Is the sequence $$-8, -5, -2, 1, ...$$ arithmetic? If so, find the common difference.

Answer

**step1** Understanding the definition of an arithmetic sequence

An arithmetic sequence is a sequence of numbers such that the difference between the consecutive terms is constant. This constant difference is called the common difference.
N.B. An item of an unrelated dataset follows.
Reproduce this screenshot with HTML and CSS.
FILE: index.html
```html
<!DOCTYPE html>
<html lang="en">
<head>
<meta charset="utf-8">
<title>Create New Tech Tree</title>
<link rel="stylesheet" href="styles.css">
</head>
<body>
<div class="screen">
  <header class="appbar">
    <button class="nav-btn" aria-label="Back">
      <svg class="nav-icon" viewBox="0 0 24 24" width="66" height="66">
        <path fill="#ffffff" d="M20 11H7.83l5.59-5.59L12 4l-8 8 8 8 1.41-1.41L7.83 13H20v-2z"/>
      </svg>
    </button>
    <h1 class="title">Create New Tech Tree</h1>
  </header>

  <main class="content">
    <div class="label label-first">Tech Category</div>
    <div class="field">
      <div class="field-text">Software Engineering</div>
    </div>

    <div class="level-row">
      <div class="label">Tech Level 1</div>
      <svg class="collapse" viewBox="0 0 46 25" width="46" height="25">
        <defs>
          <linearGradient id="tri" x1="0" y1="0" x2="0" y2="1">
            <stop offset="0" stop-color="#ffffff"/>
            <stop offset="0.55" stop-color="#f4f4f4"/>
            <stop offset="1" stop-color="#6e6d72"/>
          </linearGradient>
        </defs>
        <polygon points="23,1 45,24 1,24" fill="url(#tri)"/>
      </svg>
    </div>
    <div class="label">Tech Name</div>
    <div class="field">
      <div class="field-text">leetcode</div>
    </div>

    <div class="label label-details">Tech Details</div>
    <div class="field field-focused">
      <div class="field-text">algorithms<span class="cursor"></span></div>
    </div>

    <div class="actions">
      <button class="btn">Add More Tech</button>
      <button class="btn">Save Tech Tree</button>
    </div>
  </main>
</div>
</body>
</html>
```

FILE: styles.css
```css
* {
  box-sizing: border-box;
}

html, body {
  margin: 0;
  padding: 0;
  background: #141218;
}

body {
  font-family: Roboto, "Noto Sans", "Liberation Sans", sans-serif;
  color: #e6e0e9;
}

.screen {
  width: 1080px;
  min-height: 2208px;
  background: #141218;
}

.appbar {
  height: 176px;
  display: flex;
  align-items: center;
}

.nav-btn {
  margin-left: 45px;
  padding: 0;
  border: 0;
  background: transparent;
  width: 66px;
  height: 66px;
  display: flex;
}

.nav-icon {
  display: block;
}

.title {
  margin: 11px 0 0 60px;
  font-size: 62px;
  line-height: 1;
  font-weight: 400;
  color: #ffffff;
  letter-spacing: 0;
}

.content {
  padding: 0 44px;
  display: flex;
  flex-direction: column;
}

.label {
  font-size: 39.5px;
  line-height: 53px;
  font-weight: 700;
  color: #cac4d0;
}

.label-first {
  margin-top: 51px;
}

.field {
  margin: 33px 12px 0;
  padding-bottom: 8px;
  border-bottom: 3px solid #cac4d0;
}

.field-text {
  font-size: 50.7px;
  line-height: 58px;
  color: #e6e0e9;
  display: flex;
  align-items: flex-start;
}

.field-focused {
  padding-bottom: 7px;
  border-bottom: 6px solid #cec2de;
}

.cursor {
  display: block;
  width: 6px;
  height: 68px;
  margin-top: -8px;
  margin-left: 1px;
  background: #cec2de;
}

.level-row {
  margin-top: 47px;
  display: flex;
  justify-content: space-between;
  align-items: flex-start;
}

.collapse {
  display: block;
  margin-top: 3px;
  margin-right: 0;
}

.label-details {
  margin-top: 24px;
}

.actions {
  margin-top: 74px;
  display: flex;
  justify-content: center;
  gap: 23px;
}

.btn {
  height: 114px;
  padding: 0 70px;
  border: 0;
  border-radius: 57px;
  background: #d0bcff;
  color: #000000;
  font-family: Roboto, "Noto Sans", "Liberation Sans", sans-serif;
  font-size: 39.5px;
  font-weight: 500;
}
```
**step2** Calculating the difference between the first two terms

The first term is -8 and the second term is -5.
To find the difference, we subtract the first term from the second term:
Difference = Second term - First term
Difference = -5 - (-8)
Difference = -5 + 8
Difference = 3

**step3** Calculating the difference between the second and third terms

The second term is -5 and the third term is -2.
To find the difference, we subtract the second term from the third term:
Difference = Third term - Second term
Difference = -2 - (-5)
Difference = -2 + 5
Difference = 3

**step4** Calculating the difference between the third and fourth terms

The third term is -2 and the fourth term is 1.
To find the difference, we subtract the third term from the fourth term:
Difference = Fourth term - Third term
Difference = 1 - (-2)
Difference = 1 + 2
Difference = 3

**step5** Determining if the sequence is arithmetic

Since the difference between consecutive terms is constant (always 3), the sequence $$-8, -5, -2, 1, ...$$ is an arithmetic sequence.

**step6** Identifying the common difference

The common difference for this arithmetic sequence is 3.